Go to Shenzhen, Young Man
China's on the mind of two major American mags this month, the Atlantic and Esquire, with equally interesting but characteristically distinct takes on the phenomenon of China's superbusiness center, Shenzhen. The city grew in the past few decades from a sleepy fishing village of 70,000 people to to a manufacturing center to boggle the American journalists' mind, with a population 25 times that.
James Fallows' Atlantic piece (sample only–full text only for subscribers) is a sober business journalistic survey of the fantastic factories and the fixers who arrange things for Western companies who need things manufactured (and shipped from) there.
One of those fixers is an Irishman, Liam Casey, who first tried to make it in Southern California, which he loved.
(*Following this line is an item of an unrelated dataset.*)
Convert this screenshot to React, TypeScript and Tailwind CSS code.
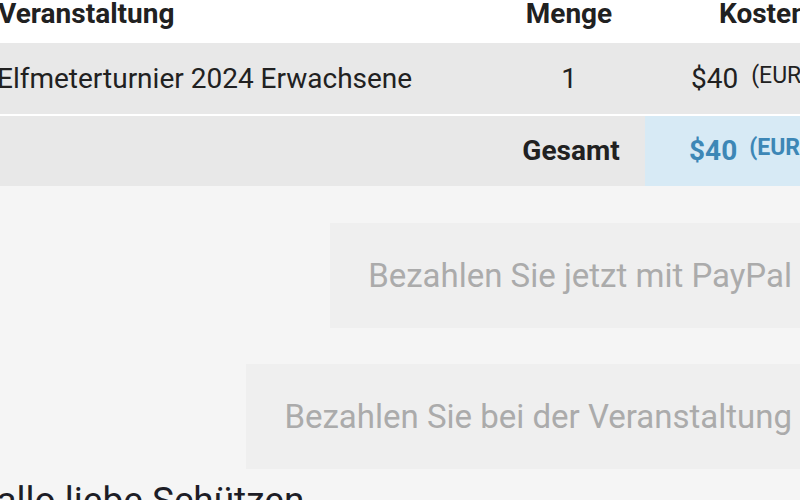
export default function App() {
  return (
    <div className="w-[800px] h-[500px] overflow-hidden bg-[#f5f5f5] font-['Roboto',sans-serif] text-[#212121]">
      <div className="ml-[-20px] w-[905px]">
        {/* table header */}
        <div className="grid grid-cols-[513px_152px_240px] h-[43px] bg-white text-[28px] font-bold leading-[28px]">
          <div className="pl-[18px]">Veranstaltung</div>
          <div className="text-center">Menge</div>
          <div className="pl-[74px]">Kosten</div>
        </div>

        {/* event row */}
        <div className="grid grid-cols-[513px_152px_240px] h-[71px] bg-[#e8e8e8] items-center text-[28px]">
          <div className="pl-[17px]">Elfmeterturnier 2024 Erwachsene</div>
          <div className="text-center">1</div>
          <div className="pl-[46px] whitespace-nowrap">
            $40<span className="text-[23px] ml-[13px] relative top-[-5px]">(EUR)</span>
          </div>
        </div>

        <div className="h-[2px] bg-white" />

        {/* total row */}
        <div className="grid grid-cols-[513px_152px_240px] h-[70px] bg-[#e8e8e8] items-center text-[28px] font-bold">
          <div />
          <div className="text-center pl-[4px]">Gesamt</div>
          <div className="h-full flex items-center pl-[44px] bg-[#d7eaf5] text-[#3d87b6] whitespace-nowrap">
            $40<span className="text-[23px] ml-[12px] relative top-[-3px]">(EUR)</span>
          </div>
        </div>
      </div>

      {/* payment buttons */}
      <div className="flex flex-col items-end gap-[36px] mt-[37px] mr-[-30px]">
        <button className="h-[105px] px-[38px] bg-[#efefef] text-[33px] text-[#ababab]">
          Bezahlen Sie jetzt mit PayPal
        </button>
        <button className="h-[105px] px-[38px] bg-[#efefef] text-[33px] text-[#ababab]">
          Bezahlen Sie bei der Veranstaltung
        </button>
      </div>

      <h2 className="mt-[10px] ml-[-30px] text-[37px] leading-[44px] text-[#1d1d26]">Hallo liebe Schützen</h2>
    </div>
  );
}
But he couldn't get a long-term work permit to stay. So he went to Shenzhen and started a company doing the aforementioned fixing and had sales last year of $125 million and employs 800 people.
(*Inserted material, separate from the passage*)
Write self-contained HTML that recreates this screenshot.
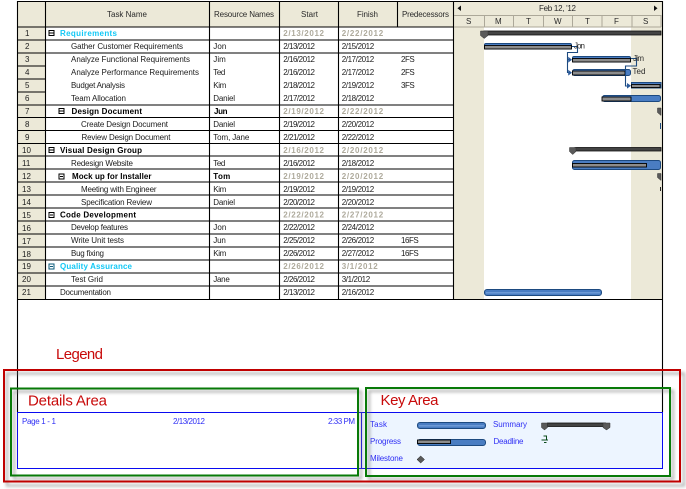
<!DOCTYPE html>
<html><head><meta charset="utf-8"><style>
html,body{margin:0;padding:0;background:#fff;width:686px;height:489px;overflow:hidden}
svg{display:block}
text{font-family:"Liberation Sans",sans-serif;font-size:8px;fill:#1c1c1c}
.b{font-weight:bold;fill:#000}
.c{font-weight:bold;fill:#12c8f5}
.g{font-weight:bold;fill:#aeaa9c}
.h{fill:#2a2a2a}
.f{fill:#2f2ff5}
.r{font-size:15px;fill:#c80a0a}
.l{stroke:#000;stroke-width:1.1;fill:none}
.bar{fill:#4a7dc2;stroke:#1d4a80;stroke-width:1}
.pr{fill:#8c8c8c;stroke:#000;stroke-width:.9}
.con{fill:none;stroke:#1d4a80;stroke-width:1.1}
.sum{fill:#444;stroke:#111;stroke-width:.8}
.ar{fill:#5a5a5a;stroke:#333;stroke-width:.5}
</style></head><body>
<svg width="686" height="489" viewBox="0 0 686 489" xmlns="http://www.w3.org/2000/svg">
<defs><filter id="bl" x="-5%" y="-10%" width="110%" height="120%"><feGaussianBlur stdDeviation="1.6"/></filter></defs>

<!-- backgrounds -->
<rect x="18" y="2" width="27" height="297" fill="#ece9d8"/>
<rect x="45" y="2" width="409" height="25" fill="#ece9d8"/>
<rect x="454" y="2" width="208" height="25" fill="#ece9d8"/>
<rect x="454" y="27" width="30" height="272" fill="#ece9d8"/>
<rect x="631" y="27" width="31" height="272" fill="#ece9d8"/>
<rect x="362" y="412" width="300.5" height="56" fill="#edf5ff"/>

<!-- grid -->
<g class="l">
<path d="M17.5 1.5H662.5"/>
<path d="M18 27H454M18 40H454M18 53H454M18 66H45M18 79H45M18 92H45M18 105H454M18 117.5H454M18 130.5H454M18 143.5H454M18 156H454M18 169H454M18 182H454M18 195H454M18 208H454M18 221H454M18 234H454M18 247H454M18 260H454M18 273H454M18 286H454"/>
<path d="M17.5 299.5H662.5"/>
<path d="M17.5 1V412M45.5 2V299M209.5 2V299M279.5 2V299M338.5 2V299M397.5 2V27M453.5 2V299M662.5 1V412"/>
</g>

<!-- gantt header -->
<g stroke="#aca899" stroke-width="1" fill="none"><path d="M454 15.5H661M454 27H661M484.5 15V27M513.5 15V27M543.5 15V27M572.5 15V27M602 15V27M632 15V27M661 15V27"/></g>
<path d="M461 5.5V11L457.5 8.2Z" fill="#111"/><path d="M654 5.5V11L657.5 8.2Z" fill="#111"/>
<text class="h" x="539" y="11" textLength="37">Feb 12, '12</text>
<text class="h" x="466" y="24" textLength="6">S</text>
<text class="h" x="495" y="24" textLength="7">M</text>
<text class="h" x="526" y="24" textLength="5">T</text>
<text class="h" x="554" y="24" textLength="8">W</text>
<text class="h" x="585" y="24" textLength="5">T</text>
<text class="h" x="614" y="24" textLength="5">F</text>
<text class="h" x="643" y="24" textLength="6">S</text>

<!-- column headers -->
<text class="h" x="107" y="17" textLength="40">Task Name</text>
<text class="h" x="214" y="17" textLength="60">Resource Names</text>
<text class="h" x="301" y="17" textLength="17">Start</text>
<text class="h" x="357" y="17" textLength="21">Finish</text>
<text class="h" x="402" y="17" textLength="47">Predecessors</text>

<!-- ids -->
<g class="h">
<text x="25" y="36">1</text><text x="25" y="49">2</text><text x="25" y="62">3</text><text x="25" y="75">4</text><text x="25" y="88">5</text><text x="25" y="101">6</text><text x="25" y="114">7</text><text x="25" y="127">8</text><text x="25" y="140">9</text>
<text x="22" y="153">10</text><text x="22" y="166">11</text><text x="22" y="179">12</text><text x="22" y="192">13</text><text x="22" y="205">14</text><text x="22" y="218">15</text><text x="22" y="231">16</text><text x="22" y="244">17</text><text x="22" y="257">18</text><text x="22" y="269">19</text><text x="22" y="282">20</text><text x="22" y="295">21</text>
</g>

<!-- minus boxes -->
<g fill="none" stroke="#000" stroke-width="1">
<path d="M49 30.5h5v5h-5zM49 33H54"/>
<path d="M59 108.5h5v5h-5zM59 111H64"/>
<path d="M49 147.5h5v5h-5zM49 150H54"/>
<path d="M59 174h5v5h-5zM60 176.5H63"/>
<path d="M49 212.5h5v5h-5zM50 215H53"/>
<path d="M49 264h5v5h-5zM50 266.5H53" stroke="#0a5a7a"/>
</g>

<!-- task names -->
<text class="c" x="60" y="36" textLength="57">Requirements</text>
<text x="71" y="49" textLength="112">Gather  Customer  Requirements</text>
<text x="71" y="62" textLength="119">Analyze  Functional  Requirements</text>
<text x="71" y="75" textLength="128">Analyze  Performance  Requirements</text>
<text x="71" y="88" textLength="54">Budget Analysis</text>
<text x="71" y="101" textLength="55">Team Allocation</text>
<text class="b" x="71.5" y="114" textLength="70.5">Design Document</text>
<text x="81" y="127" textLength="87">Create Design Document</text>
<text x="81.5" y="140" textLength="89">Review Design Document</text>
<text class="b" x="60" y="153" textLength="82">Visual Design Group</text>
<text x="71" y="166" textLength="62">Redesign Website</text>
<text class="b" x="72" y="179" textLength="79.5">Mock up for Installer</text>
<text x="81" y="192" textLength="75.5">Meeting with Engineer</text>
<text x="81" y="205" textLength="71">Specification Review</text>
<text class="b" x="60" y="217.5" textLength="76">Code Development</text>
<text x="71" y="230" textLength="57">Develop features</text>
<text x="71" y="243" textLength="53">Write Unit tests</text>
<text x="71" y="256" textLength="33">Bug fixing</text>
<text class="c" x="60" y="269" textLength="72">Quality Assurance</text>
<text x="71" y="282" textLength="32">Test Grid</text>
<text x="60" y="295" textLength="51">Documentation</text>

<!-- resources -->
<text x="213.3" y="49" textLength="13">Jon</text>
<text x="213.3" y="62" textLength="12.5">Jim</text>
<text x="213.3" y="75" textLength="12">Ted</text>
<text x="213.3" y="88" textLength="13">Kim</text>
<text x="213.3" y="101" textLength="21.7">Daniel</text>
<text class="b" x="214" y="114" textLength="13.5">Jun</text>
<text x="213.3" y="127" textLength="21.7">Daniel</text>
<text x="213.3" y="140" textLength="36">Tom, Jane</text>
<text x="213.3" y="166" textLength="12">Ted</text>
<text class="b" x="213.3" y="179" textLength="17">Tom</text>
<text x="213.3" y="192" textLength="13">Kim</text>
<text x="213.3" y="205" textLength="21.7">Daniel</text>
<text x="213.3" y="230" textLength="13">Jon</text>
<text x="213.3" y="243" textLength="12.5">Jun</text>
<text x="213.3" y="256" textLength="13">Kim</text>
<text x="213.3" y="282" textLength="16.5">Jane</text>

<!-- start -->
<text class="g" x="283.3" y="36" textLength="40.7">2/13/2012</text>
<text x="283.3" y="49" textLength="31.7">2/13/2012</text>
<text x="283.3" y="62" textLength="31.7">2/16/2012</text>
<text x="283.3" y="75" textLength="31.7">2/16/2012</text>
<text x="283.3" y="88" textLength="31.7">2/18/2012</text>
<text x="283.3" y="101" textLength="31.7">2/17/2012</text>
<text class="g" x="283.3" y="114" textLength="40.7">2/19/2012</text>
<text x="283.3" y="127" textLength="31.7">2/19/2012</text>
<text x="283.3" y="140" textLength="31.7">2/21/2012</text>
<text class="g" x="283.3" y="153" textLength="40.7">2/16/2012</text>
<text x="283.3" y="166" textLength="31.7">2/16/2012</text>
<text class="g" x="283.3" y="179" textLength="40.7">2/19/2012</text>
<text x="283.3" y="192" textLength="31.7">2/19/2012</text>
<text x="283.3" y="205" textLength="31.7">2/20/2012</text>
<text class="g" x="283.3" y="217.5" textLength="40.7">2/22/2012</text>
<text x="283.3" y="230" textLength="31.7">2/22/2012</text>
<text x="283.3" y="243" textLength="31.7">2/25/2012</text>
<text x="283.3" y="256" textLength="31.7">2/26/2012</text>
<text class="g" x="283.3" y="269" textLength="40.7">2/26/2012</text>
<text x="283.3" y="282" textLength="31.7">2/26/2012</text>
<text x="283.3" y="295" textLength="31.7">2/13/2012</text>

<!-- finish -->
<text class="g" x="341.7" y="36" textLength="41.5">2/22/2012</text>
<text x="341.7" y="49" textLength="32.5">2/15/2012</text>
<text x="341.7" y="62" textLength="32.5">2/17/2012</text>
<text x="341.7" y="75" textLength="32.5">2/17/2012</text>
<text x="341.7" y="88" textLength="32.5">2/19/2012</text>
<text x="341.7" y="101" textLength="32.5">2/18/2012</text>
<text class="g" x="341.7" y="114" textLength="41.5">2/22/2012</text>
<text x="341.7" y="127" textLength="32.5">2/20/2012</text>
<text x="341.7" y="140" textLength="32.5">2/22/2012</text>
<text class="g" x="341.7" y="153" textLength="41.5">2/20/2012</text>
<text x="341.7" y="166" textLength="32.5">2/18/2012</text>
<text class="g" x="341.7" y="179" textLength="41.5">2/20/2012</text>
<text x="341.7" y="192" textLength="32.5">2/19/2012</text>
<text x="341.7" y="205" textLength="32.5">2/20/2012</text>
<text class="g" x="341.7" y="217.5" textLength="41.5">2/27/2012</text>
<text x="341.7" y="230" textLength="32.5">2/24/2012</text>
<text x="341.7" y="243" textLength="32.5">2/26/2012</text>
<text x="341.7" y="256" textLength="32.5">2/27/2012</text>
<text class="g" x="341.7" y="269" textLength="36">3/1/2012</text>
<text x="341.7" y="282" textLength="28.5">3/1/2012</text>
<text x="341.7" y="295" textLength="32.5">2/16/2012</text>

<!-- predecessors -->
<text x="401" y="62" textLength="13.7">2FS</text>
<text x="401" y="75" textLength="13.7">2FS</text>
<text x="401" y="88" textLength="13.7">3FS</text>
<text x="401" y="243" textLength="17.7">16FS</text>
<text x="401" y="256" textLength="17.7">16FS</text>

<!-- gantt bars -->
<rect class="sum" x="484" y="31" width="177" height="4"/>
<path class="ar" d="M480.5 31H488V35.5L484.2 38.5L480.5 35.5Z"/>

<rect class="bar" x="484.5" y="43.5" width="87" height="5.5" rx="1.5"/>
<rect class="pr" x="484.5" y="45.5" width="87" height="3.5"/>
<rect class="bar" x="572.5" y="56.5" width="58" height="5.5" rx="1.5"/>
<rect class="pr" x="572.5" y="58.5" width="58" height="3.5"/>
<rect class="bar" x="572.5" y="69.5" width="58" height="6" rx="2"/>
<rect class="pr" x="572.5" y="71" width="52.5" height="4"/>
<rect class="bar" x="631.5" y="82.5" width="29.5" height="5.5"/>
<rect class="pr" x="631.5" y="84.5" width="28.5" height="3"/>
<rect class="bar" x="602.5" y="95.5" width="58" height="6" rx="2"/>
<rect class="pr" x="602" y="97" width="29" height="4"/>

<path class="con" d="M572 46.5H577.5V52.5H567.5V72.5H571M567.5 59.5H571"/>
<path class="con" d="M631 58.5H636.5V66H625.5V86H630"/>
<path d="M568.2 56.8L572 59.7L568.2 62.6ZM568.2 69.8L572 72.7L568.2 75.6ZM627 83L631 85.8L627 88.6Z" fill="#2a5a9a"/>
<text class="h" x="574" y="48.5" textLength="11">Jon</text>
<text class="h" x="633" y="61" textLength="11">Jim</text>
<text class="h" x="632.5" y="74" textLength="13">Ted</text>

<path class="ar" d="M657.5 108H661V115.5L657.5 112.5Z"/>
<rect x="660" y="123" width="1" height="6" fill="#1d4a80"/>
<rect class="sum" x="575" y="147.5" width="86" height="3.5"/>
<path class="ar" d="M569.5 147.5H576V151.5L572.7 154.5L569.5 151.5Z"/>
<rect class="bar" x="572.5" y="160.5" width="88" height="9" rx="2"/>
<rect class="pr" x="572.5" y="163.5" width="74" height="3.5"/>
<path class="ar" d="M657.5 173.5H661V180.5L657.5 177.5Z"/>
<rect x="660" y="187" width="1" height="4" fill="#222"/>
<rect class="bar" x="484.5" y="289.5" width="117" height="6" rx="2.5"/>
<rect x="486" y="292" width="114" height="1.5" fill="#6d9ad6"/>

<!-- blue boxes -->
<g fill="none" stroke="#0a0af0" stroke-width="1">
<rect x="17.5" y="412.5" width="645" height="56"/>
<path d="M361.5 412V468"/>
</g>
<text class="f" x="22" y="424" textLength="34">Page 1 - 1</text>
<text class="f" x="173" y="424" textLength="32">2/13/2012</text>
<text class="f" x="328" y="424" textLength="27">2:33 PM</text>

<!-- key area -->
<text class="f" x="370" y="427" textLength="17">Task</text>
<text class="f" x="370" y="444" textLength="31">Progress</text>
<text class="f" x="370" y="461" textLength="33">Milestone</text>
<text class="f" x="493" y="427" textLength="34">Summary</text>
<text class="f" x="493.5" y="444" textLength="30">Deadline</text>
<rect class="bar" x="417.5" y="422.5" width="68" height="6" rx="2.5"/>
<rect x="419" y="425" width="65" height="1.5" fill="#6d9ad6"/>
<rect class="bar" x="417.5" y="439.5" width="68" height="6" rx="2.5"/>
<rect class="pr" x="417.5" y="440" width="33" height="3.5"/>
<path d="M420.7 456L424.5 459.5L420.7 463L417 459.5Z" fill="#5a5a5a" stroke="#222" stroke-width=".5"/>
<rect class="sum" x="547.5" y="423" width="58" height="3.5"/>
<path class="ar" d="M541.5 423H547.5V427.5L544.5 430L541.5 427.5Z"/>
<path class="ar" d="M603 423H610V427.5L606.5 430L603 427.5Z"/>
<path d="M543.5 436H546.5V439.5M541.5 440H548M544 442.5H546.5" fill="none" stroke="#0a4a1a" stroke-width="1"/>

<!-- annotations -->
<g fill="none" stroke="#777" stroke-width="2" filter="url(#bl)" opacity=".65">
<rect x="7" y="373.5" width="677" height="112"/>
<rect x="14" y="391.5" width="347" height="87"/>
<rect x="369" y="391" width="304" height="88"/>
</g>
<rect x="4" y="370" width="676" height="111.5" fill="none" stroke="#c00000" stroke-width="2"/>
<rect x="11" y="388.5" width="347" height="87" fill="none" stroke="#087a08" stroke-width="2"/>
<rect x="366" y="388" width="304" height="88" fill="none" stroke="#087a08" stroke-width="2"/>
<text class="r" x="56" y="359" textLength="47">Legend</text>
<text class="r" x="28" y="405.5" textLength="79">Details Area</text>
<text class="r" x="380.5" y="405" textLength="58">Key Area</text>
</svg>
</body></html>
This leads to my favorite declaration in the piece. Fallows writes:
I might as well say this in every article I write from overseas: The easier America makes it for talented foreigners to work and study there, the richer, more powerful, and more respected America will be. America's ability to absorb the world's talent is the crucial advantage no other culture can match–as long as America doesn't forfeit this advantage with visa rules written mainly out of fear.
But the whole article is filled with specific details about what it's like living and working in Chinese factory culture and how American companies and consumers interact with the Chinese industrial machine, often without even knowing we're doing it. (The saga of how certain consumer products ship direct from a Chinese factory to an American's door is particularly telling.)
Colby Buzzell of Esquire gives a whole different take on Shenzhen in an August feature (not online, alas), "Digging a Hole all the Way to America." It's an adrenaline- and booze-filled tour of the Shenzhen demimonde, the sort of dark and grim but simultaneously glorious and highly energized world that arises around a place so filled with growth, dynamism, cash, criminality, young folk from around the world on the make, and the concomitant vices both exhilarating and damaging that come with all that.
As one gang of young expats making a killing in China, madly accumulating both cash and sex partners, put it, Shenzhen's a fascinating place where people "might not have any rights, but they definitely have more freedom here." (In the context of what one can usually accomplish and/or get away with in day to day life despite living in an ostensible socialist dictatorship.)
While neither story really addresses the still-awful political tyranny in China, both considered together make it sound like Shenzhen should be the make-good destination of choice for daring young Americans with a high tolerance for risk. (Me, I'm staying in southern California, like Fallows' Irishman wanted to.)
Certainly, it seemed strange having in Esquire this feature on Shenzhen and the Pacific Rim future beneath a cover story on a presidential candidate who is already past, baby, past, John Edwards. (What were they thinking? The story was remarkably similar to their cover story earlier on John McCain–a politically contentless rim job about what a beautiful, wonderful Great Man this is, with the implication hanging that he'd have to make a Great President.)